Hot in New York, hotter in Jersey: Global warming is an abstraction; people want to know how warm their own cities or counties will get. That’s key to everything from agriculture to emergency planning. Global models typically provide estimates at a resolution of 150 kilometers. A regional model run inside a global one, however, can account for local topographical effects. The image above was produced by one such model: it shows average summertime surface temperatures in the 2050s, across counties in the New York metropolitan area. Knowing that it might be hotter in Manhattan than in the outer boroughs, and hotter still in parts of New Jersey, is vital for estimating, for example, the scale of health crises brought on by heat waves and ozone.
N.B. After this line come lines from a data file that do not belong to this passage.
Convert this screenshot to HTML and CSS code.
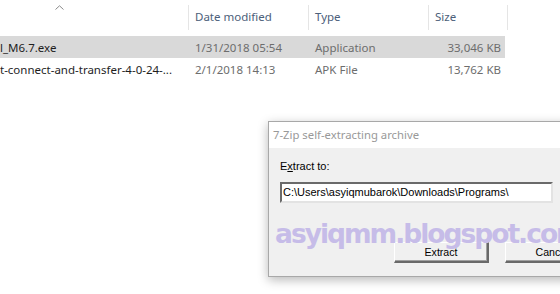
FILE: index.html
```html
<!DOCTYPE html>
<html>
<head>
<meta charset="utf-8">
<link rel="stylesheet" href="styles.css">
</head>
<body>
<div class="explorer">
  <div class="hdr">
    <div class="hcell name"><svg class="chev" width="9" height="5" viewBox="0 0 9 5"><path d="M0.5 4.5 L4.5 0.8 L8.5 4.5" fill="none" stroke="#8a8a8a" stroke-width="1"/></svg></div>
    <div class="hcell sep">Date modified</div>
    <div class="hcell sep">Type</div>
    <div class="hcell sep last">Size</div>
  </div>
  <div class="row sel">
    <div class="cell fname">l_M6.7.exe</div>
    <div class="cell meta">1/31/2018 05:54</div>
    <div class="cell meta">Application</div>
    <div class="cell meta size">33,046 KB</div>
  </div>
  <div class="row">
    <div class="cell fname">t-connect-and-transfer-4-0-24-...</div>
    <div class="cell meta">2/1/2018 14:13</div>
    <div class="cell meta">APK File</div>
    <div class="cell meta size">13,762 KB</div>
  </div>
</div>

<div class="dialog">
  <div class="titlebar">7-Zip self-extracting archive</div>
  <div class="dbody">
    <div class="label">E<u>x</u>tract to:</div>
    <div class="input">C:\Users\asyiqmubarok\Downloads\Programs\</div>
    <div class="buttons">
      <div class="btn">Extract</div>
      <div class="btn">Cancel</div>
    </div>
  </div>
</div>

<div class="watermark">asyiqmm.blogspot.com</div>
</body>
</html>
```

FILE: styles.css
```css
html, body {
  margin: 0;
  padding: 0;
}
body {
  width: 560px;
  height: 294px;
  overflow: hidden;
  background: #ffffff;
  position: relative;
  font-family: "Noto Sans", "Open Sans", sans-serif;
}
.explorer {
  display: flex;
  flex-direction: column;
}
.hdr {
  display: grid;
  grid-template-columns: 188px 120px 120px 80px;
  height: 36px;
}
.hcell {
  position: relative;
  font-size: 11.5px;
  color: #4c607a;
  padding: 9px 0 0 7px;
  box-sizing: border-box;
}
.hcell.name {
  padding: 5px 0 0 55px;
}
.hcell.sep::before {
  content: "";
  position: absolute;
  left: 0;
  top: 5px;
  height: 25px;
  border-left: 1px solid #e5e5e5;
}
.hcell.last::after {
  content: "";
  position: absolute;
  right: 0;
  top: 5px;
  height: 25px;
  border-left: 1px solid #e5e5e5;
}
.chev {
  display: block;
}
.row {
  display: grid;
  grid-template-columns: 188px 120px 120px 77px;
  height: 22px;
  align-items: center;
  width: 505px;
}
.row.sel {
  background: #d9d9d9;
}
.cell {
  font-size: 11.5px;
  white-space: nowrap;
  overflow: hidden;
}
.fname {
  color: #1e1e1e;
}
.meta {
  color: #6d6d6d;
  padding-left: 7px;
}
.meta.size {
  text-align: right;
  padding-right: 4px;
}

.dialog {
  position: absolute;
  left: 268px;
  top: 121px;
  width: 320px;
  height: 154px;
  border: 1px solid #a8a8a8;
  box-shadow: 0 3px 10px rgba(0, 0, 0, 0.28);
  background: #f0f0f0;
  display: flex;
  flex-direction: column;
}
.titlebar {
  height: 26px;
  background: #ffffff;
  color: #999999;
  font-size: 11.3px;
  line-height: 26px;
  padding-left: 4px;
}
.dbody {
  flex: 1;
  padding: 10px 0 0 11px;
  font-family: "Liberation Sans", Arial, sans-serif;
  display: flex;
  flex-direction: column;
}
.label {
  font-size: 11px;
  color: #000;
  height: 16px;
  line-height: 16px;
}
.input {
  margin-top: 8px;
  width: 268px;
  height: 17px;
  background: #fff;
  border-top: 2px solid #6a6a6a;
  border-left: 2px solid #6a6a6a;
  border-right: 2px solid #e3e3e3;
  border-bottom: 2px solid #e3e3e3;
  font-size: 11px;
  line-height: 17px;
  padding-left: 1px;
  color: #000;
  white-space: nowrap;
}
.buttons {
  display: flex;
  gap: 16px;
  margin: 39px 0 0 114px;
}
.btn {
  width: 92px;
  height: 18px;
  background: #f0f0f0;
  border-top: 1px solid #ffffff;
  border-left: 1px solid #ffffff;
  border-right: 2px solid #696969;
  border-bottom: 2px solid #696969;
  box-shadow: inset -1px -1px 0 #a0a0a0;
  font-size: 10.6px;
  line-height: 18px;
  text-align: center;
  color: #000;
  flex: none;
}

.watermark {
  position: absolute;
  left: 275px;
  top: 218px;
  font-family: "DejaVu Sans", sans-serif;
  font-weight: bold;
  font-size: 26.5px;
  color: #c6bce8;
  white-space: nowrap;
  letter-spacing: -2px;
}
```
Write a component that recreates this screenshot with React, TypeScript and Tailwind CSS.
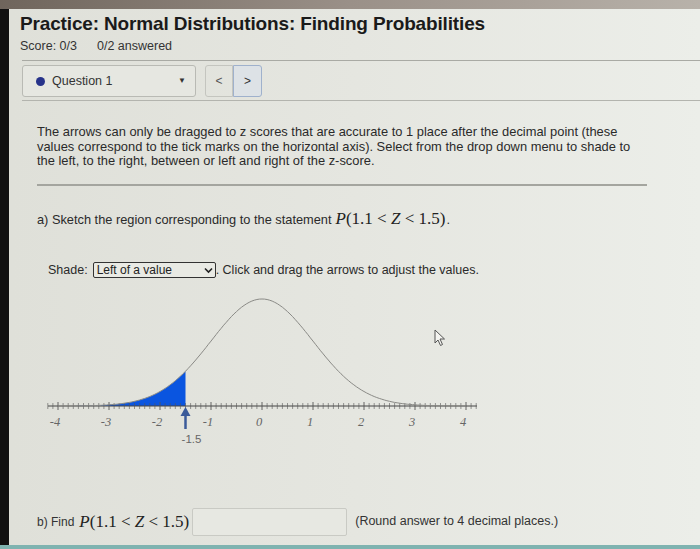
import React from 'react';

const ORIGIN = 222;
const UNIT = 51;
const AXIS_Y = 115;
const PEAK_H = 107;

const px = (z: number) => ORIGIN + UNIT * z;
const py = (z: number) => AXIS_Y - PEAK_H * Math.exp(-(z * z) / 2);

function buildCurve(from: number, to: number, step = 0.05) {
  const pts: string[] = [];
  for (let z = from; z <= to + 1e-9; z += step) {
    pts.push(`${px(z).toFixed(1)},${py(z).toFixed(1)}`);
  }
  return pts;
}

function MathExpr() {
  return (
    <span className="font-['Liberation_Serif',serif] text-[17px] text-[#222]">
      <i>P</i>(1.1 &lt; <i>Z</i> &lt; 1.5)
    </span>
  );
}

function NormalGraph() {
  const curve = buildCurve(-4, 4);
  const fill = [`${px(-4)},${AXIS_Y}`, ...buildCurve(-4, -1.5), `${px(-1.5)},${AXIS_Y}`].join(' ');

  const ticks = [];
  for (let i = -42; i <= 42; i++) {
    const z = i / 10;
    const major = i % 10 === 0;
    ticks.push(
      <line
        key={i}
        x1={px(z)}
        x2={px(z)}
        y1={AXIS_Y - (major ? 4 : 3)}
        y2={AXIS_Y + (major ? 4 : 3)}
        stroke="#555"
        strokeWidth={major ? 0.9 : 0.6}
      />
    );
  }

  return (
    <svg width="460" height="160" viewBox="0 0 460 160" className="block">
      <polygon points={fill} fill="#0a55e0" />
      <line x1={8} x2={437} y1={AXIS_Y} y2={AXIS_Y} stroke="#444" strokeWidth="1" />
      {ticks}
      <polyline points={curve.join(' ')} fill="none" stroke="#8a8a86" strokeWidth="1" />
      {[-4, -3, -2, -1, 0, 1, 2, 3, 4].map((z) => (
        <text
          key={z}
          x={px(z) - 3}
          y={AXIS_Y + 20}
          textAnchor="middle"
          fontFamily="Liberation Serif, serif"
          fontStyle="italic"
          fontSize="12.5"
          fill="#666"
        >
          {z < 0 ? `-${Math.abs(z)}` : z}
        </text>
      ))}
      {/* drag arrow */}
      <line x1={px(-1.5)} x2={px(-1.5)} y1={AXIS_Y + 6} y2={AXIS_Y + 23} stroke="#3b5b9a" strokeWidth="2.5" />
      <polygon
        points={`${px(-1.5) - 5},${AXIS_Y + 10} ${px(-1.5)},${AXIS_Y + 1} ${px(-1.5) + 5},${AXIS_Y + 10}`}
        fill="#3b5b9a"
      />
      <text
        x={px(-1.5) + 6}
        y={AXIS_Y + 37}
        textAnchor="middle"
        fontFamily="Liberation Sans, Arial, sans-serif"
        fontSize="11.5"
        fill="#666"
      >
        -1.5
      </text>
    </svg>
  );
}

export default function App() {
  return (
    <div className="w-[700px] h-[549px] overflow-hidden flex flex-col bg-[#e3e4de] font-['Liberation_Sans',Arial,sans-serif] text-[#222]">
      {/* photo bezel top */}
      <div className="h-[9px] bg-gradient-to-r from-[#6f655c] via-[#9a9088] to-[#b8b2aa] shrink-0" />
      <div className="flex flex-1 min-h-0">
        <div className="w-[9px] bg-[#111] shrink-0" />
        <div className="relative flex-1 flex flex-col pl-[11px] bg-gradient-to-r from-[#dfe0d9] via-[#e5e6e0] to-[#eceee9]">
          <h1 className="mt-[2px] text-[19px] leading-[26px] font-bold tracking-[-0.15px] text-[#1a1a1a]">
            Practice: Normal Distributions: Finding Probabilities
          </h1>
          <div className="flex gap-[20px] text-[12.5px] leading-[16px] text-[#333] mt-[1px]">
            <span>Score: 0/3</span>
            <span>0/2 answered</span>
          </div>

          <div className="ml-[2px] mt-[6px] border-t border-[#a9aaa4]" />

          <div className="ml-[2px] mt-[4px] flex items-center gap-[9px]">
            <div className="w-[174px] h-[32px] border border-[#b9bab4] rounded-[3px] flex items-center pl-[13px] pr-[9px] bg-[#e6e7e1]">
              <span className="w-[9px] h-[9px] rounded-full bg-[#27338a] mr-[7px]" />
              <span className="text-[12.5px] text-[#333]">Question 1</span>
              <span className="ml-auto text-[8px] text-[#333]">▼</span>
            </div>
            <div className="flex h-[32px]">
              <div className="w-[28px] border border-[#c4c5bf] rounded-l-[3px] flex items-center justify-center text-[12px] text-[#555]">
                &lt;
              </div>
              <div className="w-[29px] border border-[#9fb1cc] bg-[#dde2e6] rounded-r-[3px] flex items-center justify-center text-[12px] text-[#333]">
                &gt;
              </div>
            </div>
          </div>

          <div className="ml-[2px] mt-[3px] border-t border-[#b3b4ae]" />

          <p className="ml-[17px] mt-[24px] w-[600px] text-[12.9px] leading-[14.5px] text-[#2a2a2a]">
            The arrows can only be dragged to z scores that are accurate to 1 place after the decimal point (these values correspond to the tick marks on the horizontal axis). Select from the drop down menu to shade to the left, to the right, between or left and right of the z-score.
          </p>

          <div className="ml-[17px] mt-[15px] w-[610px] border-t-2 border-[#a4a59f]" />

          <div className="ml-[17px] mt-[20px] flex items-baseline gap-[4px] text-[12.8px] text-[#2a2a2a]">
            <span>a) Sketch the region corresponding to the statement</span>
            <MathExpr />
            <span className="-ml-[3px]">.</span>
          </div>

          <div className="ml-[28px] mt-[30px] flex items-center text-[12.5px] text-[#2a2a2a]">
            <span className="mr-[5px]">Shade:</span>
            <div className="w-[123px] h-[16px] border border-[#333] rounded-[2px] flex items-center pl-[3px] bg-[#e9eae4]">
              <span className="text-[12px] leading-none text-[#222]">Left of a value</span>
              <span className="ml-auto w-[13px] h-full flex items-center justify-center">
                <svg width="9" height="7" viewBox="0 0 9 7">
                  <path d="M1 1.5 L4.5 5 L8 1.5" fill="none" stroke="#222" strokeWidth="1.6" />
                </svg>
              </span>
            </div>
            <span>. Click and drag the arrows to adjust the values.</span>
          </div>

          <div className="ml-[20px] mt-[11px]">
            <NormalGraph />
          </div>

          <div className="ml-[17px] mt-[57px] flex items-center text-[12px] text-[#333]">
            <span className="mr-[5px]">b) Find</span>
            <MathExpr />
            <div className="ml-[3px] w-[155px] h-[28px] border border-[#c9cac4] rounded-[2px] bg-[#e7e8e2]" />
            <span className="ml-[8px] text-[12.5px]">(Round answer to 4 decimal places.)</span>
          </div>

          {/* mouse cursor over the graph */}
          <svg className="absolute left-[425px] top-[320px]" width="12" height="18" viewBox="0 0 12 18">
            <path d="M1 1 L1 14 L4 11 L6.5 16.5 L8.5 15.5 L6 10 L10.5 10 Z" fill="#f4f4f0" stroke="#555" strokeWidth="1" />
          </svg>
        </div>
      </div>
      <div className="h-[4px] bg-[#7fb3b0] shrink-0" />
    </div>
  );
}
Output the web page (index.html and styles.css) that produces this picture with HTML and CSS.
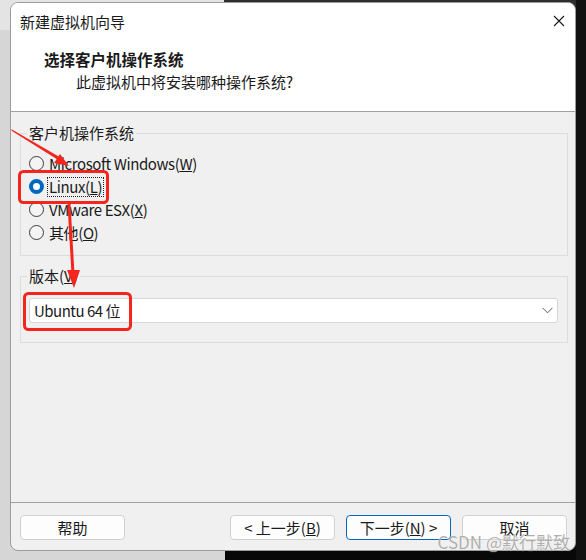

Credit: NASA Goddard Institute for Space Studies

On December 11, 1992, a powerful northeaster coalesced off the eastern seaboard of the United States, and an eight-foot storm surge struck New York City. Seawater swamped the Brooklyn Battery Tunnel to a depth of six feet, cascaded down PATH subway stairs in Hoboken, NJ, and forced LaGuardia Airport and many roads and subways lines to close. Had the storm been slightly stronger, a 10-foot surge could have devastated a far wider region, inundating low-lying areas like Coney Island and Manhattan's financial district and overwhelming the 14 sewage plants dotting the New York City coastline.